Generation-Skipping Transfer Tax

Because a grandchild is two generations below you, large gifts can trigger a separate federal levy called the generation-skipping transfer (GST) tax. This tax exists to prevent wealthy families from skipping a generation of estate tax by passing assets directly to grandchildren. The GST tax rate is a flat 40 percent on transfers that exceed the exemption.

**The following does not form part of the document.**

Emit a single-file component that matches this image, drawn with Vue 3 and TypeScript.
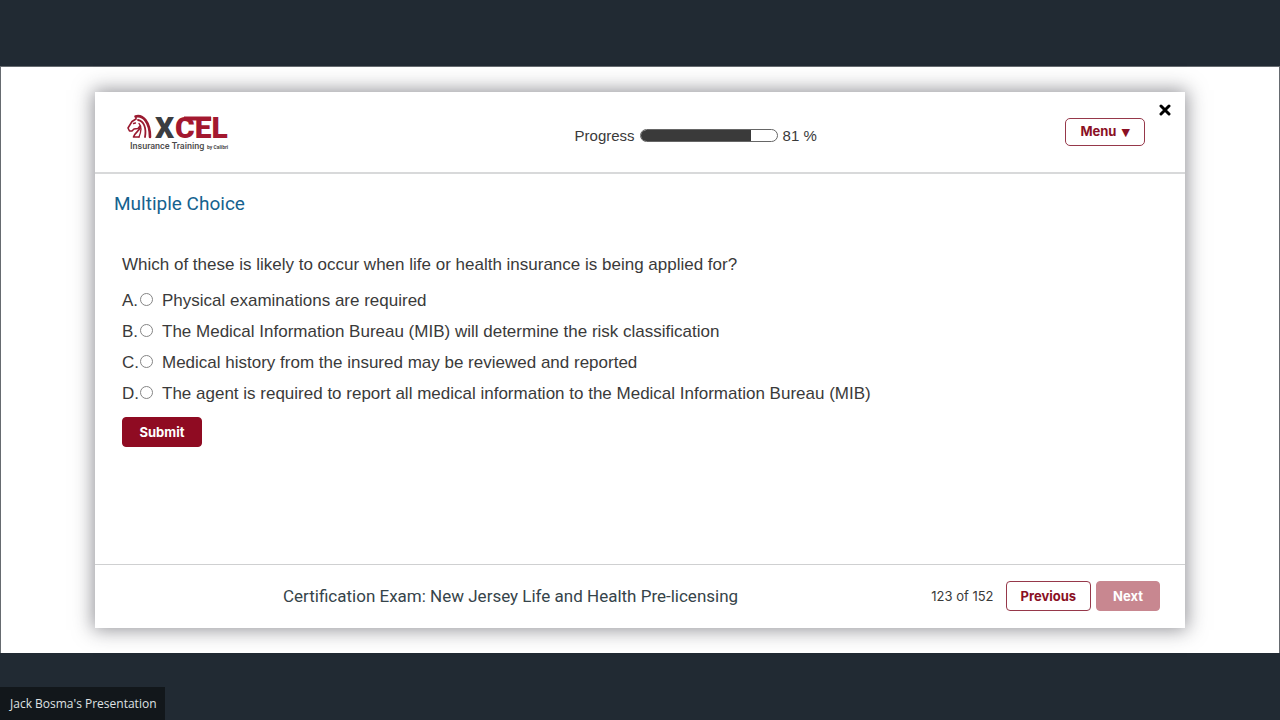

The good news is that the GST exemption for 2026 is $15 million per individual—the same as the lifetime gift and estate tax exemption.8Internal Revenue Service. What’s New – Estate and Gift Tax Transfers that qualify for the direct-tuition exclusion under Section 2503(e) are not subject to GST tax at all, because they are not treated as taxable gifts. Likewise, annual exclusion gifts that stay within the $19,000 limit generally do not require GST exemption allocation. For larger transfers—such as superfunding a 529 plan—you allocate GST exemption on Form 709 to shield those gifts from the tax.

Keeping Records

Proper documentation protects you if the IRS questions whether a payment qualifies for the tuition exclusion. The IRS instructions for Form 709 specify that payments qualifying for the educational exclusion should not be listed on Schedule A of the return, but you still need to keep records proving the payment went directly to a qualifying school and covered tuition only.9Internal Revenue Service. Instructions for Form 709 Retain copies of billing statements, canceled checks or electronic transfer confirmations, and any receipts from the institution.

For 529 contributions, keep records of each deposit and the Form 709 filings for any year you used the superfunding election. If you eventually roll unused 529 funds into a Roth IRA, you will need to show the account has been open for more than 15 years and that the rolled-over contributions were made at least five years prior. The IRS requires you to keep these records as long as they remain relevant to any open tax matter—practically speaking, that means holding onto them indefinitely for gifts that affect your lifetime exemption calculation.